Stated goal:
Will you output all of the data below exactly, omitting the images?

Information provided:
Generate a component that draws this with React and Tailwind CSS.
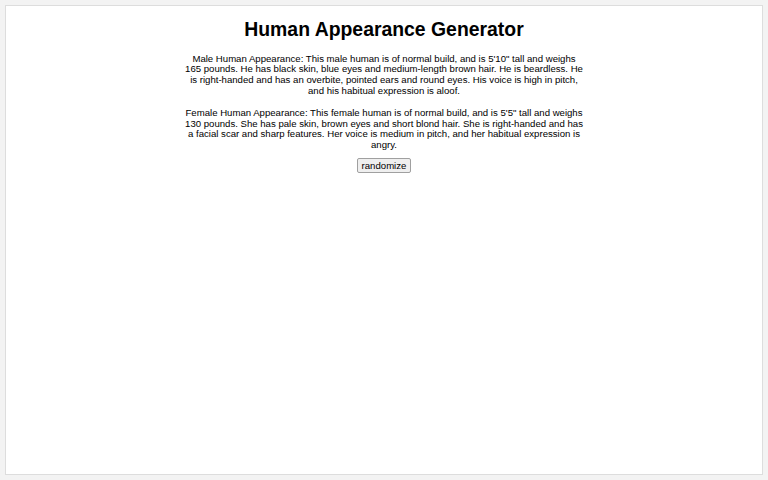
export default function App() {
  return (
    <div className="w-[768px] h-[480px] bg-[#f3f3f3] p-[5px]" style={{ fontFamily: '"Liberation Sans", Arial, sans-serif' }}>
      <div className="h-[470px] bg-white border border-[#dddddd] flex flex-col items-center">
        <h1 className="mt-[11px] text-[19.4px] font-bold leading-[24px] text-black">Human Appearance Generator</h1>
        <div className="w-[400px] mt-[12.5px] text-[9.6px] leading-[10.7px] text-black text-center">
          <p>
            Male Human Appearance: This male human is of normal build, and is 5'10" tall and weighs 165 pounds. He has black skin, blue eyes and medium-length brown hair. He is beardless. He is right-handed and has an overbite, pointed ears and round eyes. His voice is high in pitch, and his habitual expression is aloof.
          </p>
          <p className="mt-[11.5px]">
            Female Human Appearance: This female human is of normal build, and is 5'5" tall and weighs 130 pounds. She has pale skin, brown eyes and short blond hair. She is right-handed and has a facial scar and sharp features. Her voice is medium in pitch, and her habitual expression is angry.
          </p>
        </div>
        <button className="mt-[7.5px] px-[4px] h-[15px] text-[9.6px] leading-[12px] text-black bg-[#efefef] border border-[#a0a0a0] rounded-[2px]">
          randomize
        </button>
      </div>
    </div>
  );
}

Exercise result:
Generate a component that draws this with React and Tailwind CSS.
export default function App() {
  return (
    <div className="w-[768px] h-[480px] bg-[#f3f3f3] p-[5px]" style={{ fontFamily: '"Liberation Sans", Arial, sans-serif' }}>
      <div className="h-[470px] bg-white border border-[#dddddd] flex flex-col items-center">
        <h1 className="mt-[11px] text-[19.4px] font-bold leading-[24px] text-black">Human Appearance Generator</h1>
        <div className="w-[400px] mt-[12.5px] text-[9.6px] leading-[10.7px] text-black text-center">
          <p>
            Male Human Appearance: This male human is of normal build, and is 5'10" tall and weighs 165 pounds. He has black skin, blue eyes and medium-length brown hair. He is beardless. He is right-handed and has an overbite, pointed ears and round eyes. His voice is high in pitch, and his habitual expression is aloof.
          </p>
          <p className="mt-[11.5px]">
            Female Human Appearance: This female human is of normal build, and is 5'5" tall and weighs 130 pounds. She has pale skin, brown eyes and short blond hair. She is right-handed and has a facial scar and sharp features. Her voice is medium in pitch, and her habitual expression is angry.
          </p>
        </div>
        <button className="mt-[7.5px] px-[4px] h-[15px] text-[9.6px] leading-[12px] text-black bg-[#efefef] border border-[#a0a0a0] rounded-[2px]">
          randomize
        </button>
      </div>
    </div>
  );
}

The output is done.